How does Wolf beat Shelton? It’s tricky because they’re both from the same collegiate system. Being compatriots will also split the crowd. Wolf did hurt Mmoh often with his cross-court forehand. He was getting great angles on it and Shelton is a lefty so it’ll be tougher. I can puzzle over it all day, but it would have to be the market not adjusting to Shelton’s arrival yet for Wolf to be even in this match. I don’t see it, but I suppose I’ll watch it. Shelton in 3-4.

Bautista-Agut vs Paul :

RBA and Murray put on a show. I was exhausted by the end but I couldn’t turn it off.

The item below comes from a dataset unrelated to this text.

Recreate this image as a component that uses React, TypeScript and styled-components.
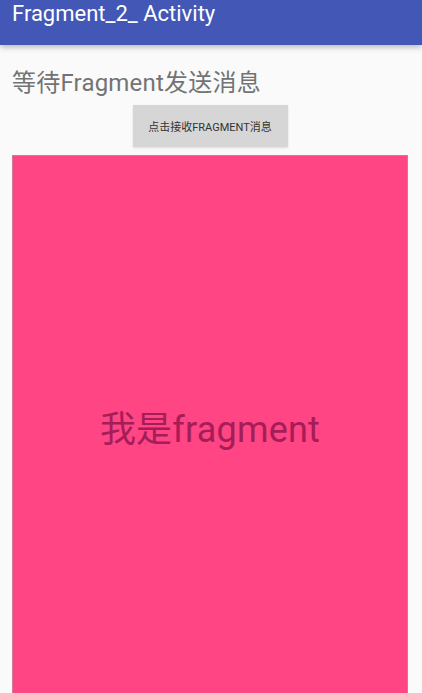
import React from "react";
import styled, { createGlobalStyle } from "styled-components";

const Global = createGlobalStyle`
  html, body {
    margin: 0;
    padding: 0;
    background: #fafafa;
    font-family: Roboto, "Noto Sans CJK SC", sans-serif;
  }
  #root {
    height: 693px;
    overflow: hidden;
  }
`;

const Screen = styled.div`
  height: 693px;
  display: flex;
  flex-direction: column;
  background: #fafafa;
`;

const AppBar = styled.header`
  height: 45px;
  flex: none;
  background: #4357b7;
  color: #fff;
  font-size: 22px;
  padding: 0 12px;
  line-height: 28px;
  box-shadow: 0 2px 6px rgba(0, 0, 0, 0.28);
  position: relative;
  z-index: 1;
`;

const Content = styled.main`
  flex: 1;
  display: flex;
  flex-direction: column;
  padding: 0 14px 0 12px;
  min-height: 0;
`;

const Status = styled.div`
  margin-top: 25px;
  font-size: 24px;
  line-height: 26px;
  color: #737373;
  letter-spacing: 0.2px;
`;

const ButtonRow = styled.div`
  display: flex;
  justify-content: center;
  margin-top: 9px;
`;

const Button = styled.button`
  width: 155px;
  height: 42px;
  border: none;
  background: #d6d6d6;
  color: #333;
  font-family: Roboto, "Noto Sans CJK SC", sans-serif;
  font-size: 11px;
  padding: 0;
  box-shadow: 0 1px 2px rgba(0, 0, 0, 0.12);
`;

const FragmentPanel = styled.section`
  margin-top: 8px;
  flex: 1;
  background: #ff4583;
  border: 1px solid #d07a9a;
  border-bottom: none;
  display: flex;
  align-items: center;
  justify-content: center;
  padding-top: 2px;
`;

const FragmentText = styled.div`
  font-size: 36px;
  color: #a51d58;
  letter-spacing: 0.2px;
`;

export default function App() {
  return (
    <>
      <Global />
      <Screen>
        <AppBar>Fragment_2_ Activity</AppBar>
        <Content>
          <Status>等待Fragment发送消息</Status>
          <ButtonRow>
            <Button>点击接收FRAGMENT消息</Button>
          </ButtonRow>
          <FragmentPanel>
            <FragmentText>我是fragment</FragmentText>
          </FragmentPanel>
        </Content>
      </Screen>
    </>
  );
}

Murray looked as exhausted as I’ve ever seen a tennis player, and was visibly hobbling around (both legs jelly), and he just kept fighting. His racquet-skill is world-class, and he just got a bit unlucky that he played a guy who will always beat a tired opponent. RBA is a robot. Can Tommy Paul beat a robot? Possibly, but then I will begin suspecting him of being a robot. Murray on his last legs just didn’t have the offense to force RBA into errors. He scored points, but he had to earn them all. That’s a bad way to play against RBA, but Tommy Paul has more weapons. He’s serving well and he has the arm to go 5 sets and still have pop on his delivery. His forehand has easy power and it’s hard to read. He’s quick to net, and his backhand is really solid (looks a bit like Murray’s but somehow drunker). RBA will probably be the slower player here, but his level won’t dip. This is basically a great test for Tommy to illustrate whether his offense is capable of carrying him to the finals or if he loses to his own percentages. I’d talk about the Brooksby match, but Jenson was just really flat physically for that one. It was pretty clear he left it all out there against Ruud. Expecting a close match and some sets exchanged, but Paul to be the better server and take the win. RBA has been on the bring for a few rounds here. Paul in 4.